→ **Exercise**
Repeat every line of the listing below exactly, minus the pictures.
****************
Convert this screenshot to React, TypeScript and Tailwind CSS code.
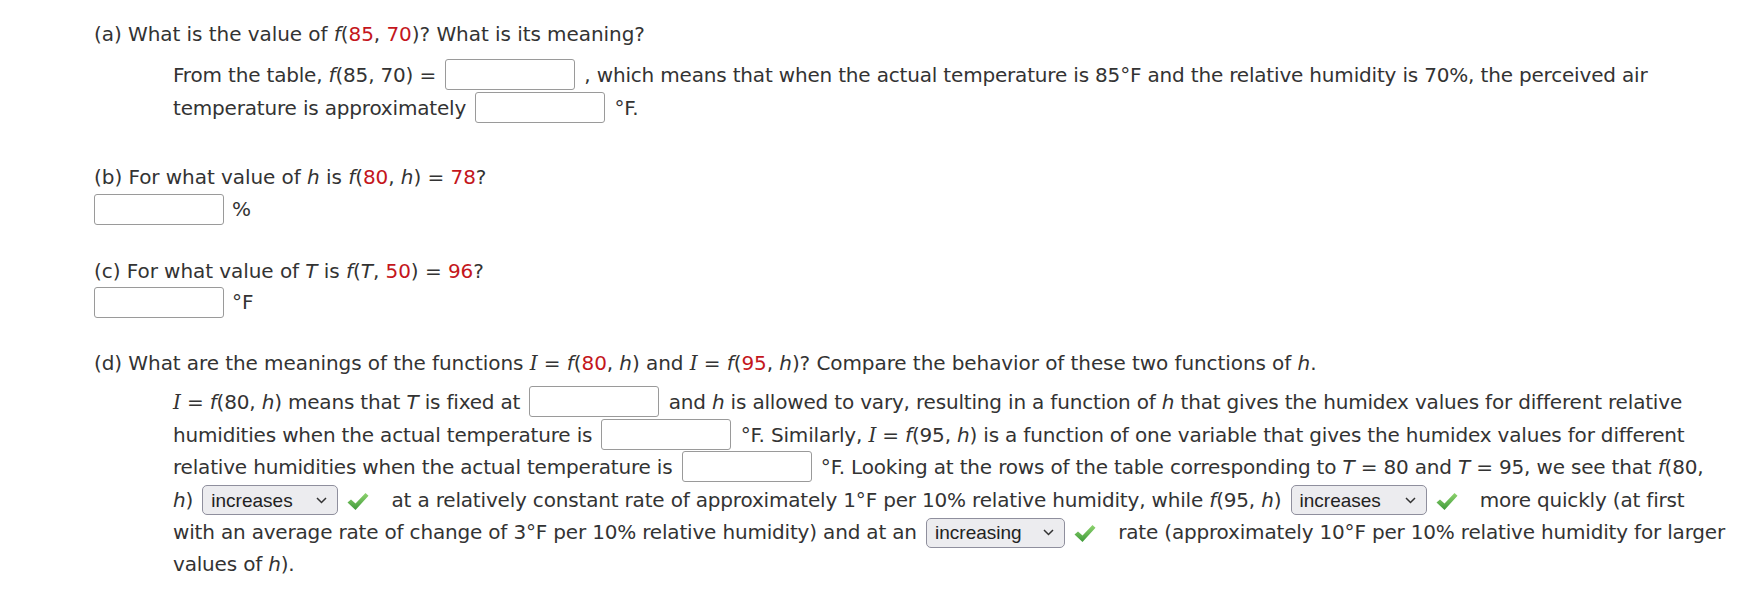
import React from "react";

const Red = ({ children }: { children: React.ReactNode }) => (
  <span className="text-[#c4161c]">{children}</span>
);

const V = ({ children }: { children: React.ReactNode }) => (
  <span className="italic">{children}</span>
);

// the serif-ish italic I used for the humidex function
const BigI = () => <span className="italic font-['DejaVu_Serif',serif]">I</span>;

const Blank = () => (
  <span className="inline-block align-[-8px] w-[130px] h-[31px] mx-[3px] bg-white border border-[#9a9a9a] rounded-[3px]" />
);

const Dropdown = ({ value, width }: { value: string; width: string }) => (
  <span
    className={`inline-flex items-center justify-between h-[30px] ${width} mx-[3px] pl-[8px] pr-[10px] bg-[#ececef] border border-[#8f8f9d] rounded-[5px] font-['Liberation_Sans',Arial,sans-serif] text-[19px] tracking-normal text-[#222] leading-none`}
  >
    {value}
    <svg width="11" height="7" viewBox="0 0 11 7" className="ml-2">
      <path d="M1 1 L5.5 5.5 L10 1" fill="none" stroke="#333" strokeWidth="1.5" />
    </svg>
  </span>
);

const Check = () => (
  <svg width="22" height="19" viewBox="0 0 22 19" className="inline-block align-middle ml-[6px] mr-[16px]">
    <defs>
      <linearGradient id="chk" x1="0" y1="0" x2="0" y2="1">
        <stop offset="0" stopColor="#8fd46f" />
        <stop offset="1" stopColor="#3f9a3a" />
      </linearGradient>
    </defs>
    <path d="M0.5 10.5 L4 7.5 L8.5 11.5 L18.5 1 L21.5 3.8 L8.5 18 Z" fill="url(#chk)" />
  </svg>
);

const App = () => {
  return (
    <div className="min-h-screen bg-white pl-[94px] pr-[12px] pt-[18px] font-['DejaVu_Sans',Verdana,sans-serif] text-[20px] leading-[32.4px] text-[#333]">
      {/* (a) */}
      <p className="tracking-[-0.06px]">
        (a) What is the value of <V>f</V>(<Red>85</Red>, <Red>70</Red>)? What is its meaning?
      </p>
      <p className="mt-[9px] pl-[79px] tracking-[-0.18px]">
        From the table, <V>f</V>(85, 70) = <Blank /> , which means that when the actual temperature is
        85°F and the relative humidity is 70%, the perceived air temperature is approximately <Blank /> °F.
      </p>

      {/* (b) */}
      <p className="mt-[37px] tracking-[-0.06px]">
        (b) For what value of <V>h</V> is <V>f</V>(<Red>80</Red>, <V>h</V>) = <Red>78</Red>?
      </p>
      <div className="flex items-center gap-[8px] h-[31px]">
        <span className="w-[130px] h-[31px] bg-white border border-[#9a9a9a] rounded-[3px]" />
        <span>%</span>
      </div>

      {/* (c) */}
      <p className="mt-[30px] tracking-[-0.06px]">
        (c) For what value of <V>T</V> is <V>f</V>(<V>T</V>, <Red>50</Red>) = <Red>96</Red>?
      </p>
      <div className="flex items-center gap-[8px] h-[31px]">
        <span className="w-[130px] h-[31px] bg-white border border-[#9a9a9a] rounded-[3px]" />
        <span>°F</span>
      </div>

      {/* (d) */}
      <p className="mt-[29px] tracking-[-0.08px]">
        (d) What are the meanings of the functions <BigI /> = <V>f</V>(<Red>80</Red>, <V>h</V>) and <BigI /> ={" "}
        <V>f</V>(<Red>95</Red>, <V>h</V>)? Compare the behavior of these two functions of <V>h</V>.
      </p>
      <p className="mt-[7px] pl-[79px] tracking-[-0.18px]">
        <BigI /> = <V>f</V>(80, <V>h</V>) means that <V>T</V> is fixed at <Blank /> and <V>h</V> is allowed to
        vary, resulting in a function of <V>h</V> that gives the humidex values for different relative
        humidities when the actual temperature is <Blank /> °F. Similarly, <BigI /> = <V>f</V>(95, <V>h</V>) is a
        function of one variable that gives the humidex values for different relative humidities when the
        actual temperature is <Blank /> °F. Looking at the rows of the table corresponding to <V>T</V> = 80 and{" "}
        <V>T</V> = 95, we see that <V>f</V>(80,
        <br />
        <V>h</V>) <Dropdown value="increases" width="w-[136px]" />
        <Check /> at a relatively constant rate of approximately 1°F per 10% relative humidity, while{" "}
        <V>f</V>(95, <V>h</V>) <Dropdown value="increases" width="w-[136px]" />
        <Check /> more quickly (at first
        <br />
        with an average rate of change of 3°F per 10% relative humidity) and at an{" "}
        <Dropdown value="increasing" width="w-[139px]" />
        <Check /> rate (approximately 10°F per 10% relative humidity for larger values of <V>h</V>).
      </p>
    </div>
  );
};

export default App;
****************
→ **Exercise answer**
Convert this screenshot to React, TypeScript and Tailwind CSS code.
import React from "react";

const Red = ({ children }: { children: React.ReactNode }) => (
  <span className="text-[#c4161c]">{children}</span>
);

const V = ({ children }: { children: React.ReactNode }) => (
  <span className="italic">{children}</span>
);

// the serif-ish italic I used for the humidex function
const BigI = () => <span className="italic font-['DejaVu_Serif',serif]">I</span>;

const Blank = () => (
  <span className="inline-block align-[-8px] w-[130px] h-[31px] mx-[3px] bg-white border border-[#9a9a9a] rounded-[3px]" />
);

const Dropdown = ({ value, width }: { value: string; width: string }) => (
  <span
    className={`inline-flex items-center justify-between h-[30px] ${width} mx-[3px] pl-[8px] pr-[10px] bg-[#ececef] border border-[#8f8f9d] rounded-[5px] font-['Liberation_Sans',Arial,sans-serif] text-[19px] tracking-normal text-[#222] leading-none`}
  >
    {value}
    <svg width="11" height="7" viewBox="0 0 11 7" className="ml-2">
      <path d="M1 1 L5.5 5.5 L10 1" fill="none" stroke="#333" strokeWidth="1.5" />
    </svg>
  </span>
);

const Check = () => (
  <svg width="22" height="19" viewBox="0 0 22 19" className="inline-block align-middle ml-[6px] mr-[16px]">
    <defs>
      <linearGradient id="chk" x1="0" y1="0" x2="0" y2="1">
        <stop offset="0" stopColor="#8fd46f" />
        <stop offset="1" stopColor="#3f9a3a" />
      </linearGradient>
    </defs>
    <path d="M0.5 10.5 L4 7.5 L8.5 11.5 L18.5 1 L21.5 3.8 L8.5 18 Z" fill="url(#chk)" />
  </svg>
);

const App = () => {
  return (
    <div className="min-h-screen bg-white pl-[94px] pr-[12px] pt-[18px] font-['DejaVu_Sans',Verdana,sans-serif] text-[20px] leading-[32.4px] text-[#333]">
      {/* (a) */}
      <p className="tracking-[-0.06px]">
        (a) What is the value of <V>f</V>(<Red>85</Red>, <Red>70</Red>)? What is its meaning?
      </p>
      <p className="mt-[9px] pl-[79px] tracking-[-0.18px]">
        From the table, <V>f</V>(85, 70) = <Blank /> , which means that when the actual temperature is
        85°F and the relative humidity is 70%, the perceived air temperature is approximately <Blank /> °F.
      </p>

      {/* (b) */}
      <p className="mt-[37px] tracking-[-0.06px]">
        (b) For what value of <V>h</V> is <V>f</V>(<Red>80</Red>, <V>h</V>) = <Red>78</Red>?
      </p>
      <div className="flex items-center gap-[8px] h-[31px]">
        <span className="w-[130px] h-[31px] bg-white border border-[#9a9a9a] rounded-[3px]" />
        <span>%</span>
      </div>

      {/* (c) */}
      <p className="mt-[30px] tracking-[-0.06px]">
        (c) For what value of <V>T</V> is <V>f</V>(<V>T</V>, <Red>50</Red>) = <Red>96</Red>?
      </p>
      <div className="flex items-center gap-[8px] h-[31px]">
        <span className="w-[130px] h-[31px] bg-white border border-[#9a9a9a] rounded-[3px]" />
        <span>°F</span>
      </div>

      {/* (d) */}
      <p className="mt-[29px] tracking-[-0.08px]">
        (d) What are the meanings of the functions <BigI /> = <V>f</V>(<Red>80</Red>, <V>h</V>) and <BigI /> ={" "}
        <V>f</V>(<Red>95</Red>, <V>h</V>)? Compare the behavior of these two functions of <V>h</V>.
      </p>
      <p className="mt-[7px] pl-[79px] tracking-[-0.18px]">
        <BigI /> = <V>f</V>(80, <V>h</V>) means that <V>T</V> is fixed at <Blank /> and <V>h</V> is allowed to
        vary, resulting in a function of <V>h</V> that gives the humidex values for different relative
        humidities when the actual temperature is <Blank /> °F. Similarly, <BigI /> = <V>f</V>(95, <V>h</V>) is a
        function of one variable that gives the humidex values for different relative humidities when the
        actual temperature is <Blank /> °F. Looking at the rows of the table corresponding to <V>T</V> = 80 and{" "}
        <V>T</V> = 95, we see that <V>f</V>(80,
        <br />
        <V>h</V>) <Dropdown value="increases" width="w-[136px]" />
        <Check /> at a relatively constant rate of approximately 1°F per 10% relative humidity, while{" "}
        <V>f</V>(95, <V>h</V>) <Dropdown value="increases" width="w-[136px]" />
        <Check /> more quickly (at first
        <br />
        with an average rate of change of 3°F per 10% relative humidity) and at an{" "}
        <Dropdown value="increasing" width="w-[139px]" />
        <Check /> rate (approximately 10°F per 10% relative humidity for larger values of <V>h</V>).
      </p>
    </div>
  );
};

export default App;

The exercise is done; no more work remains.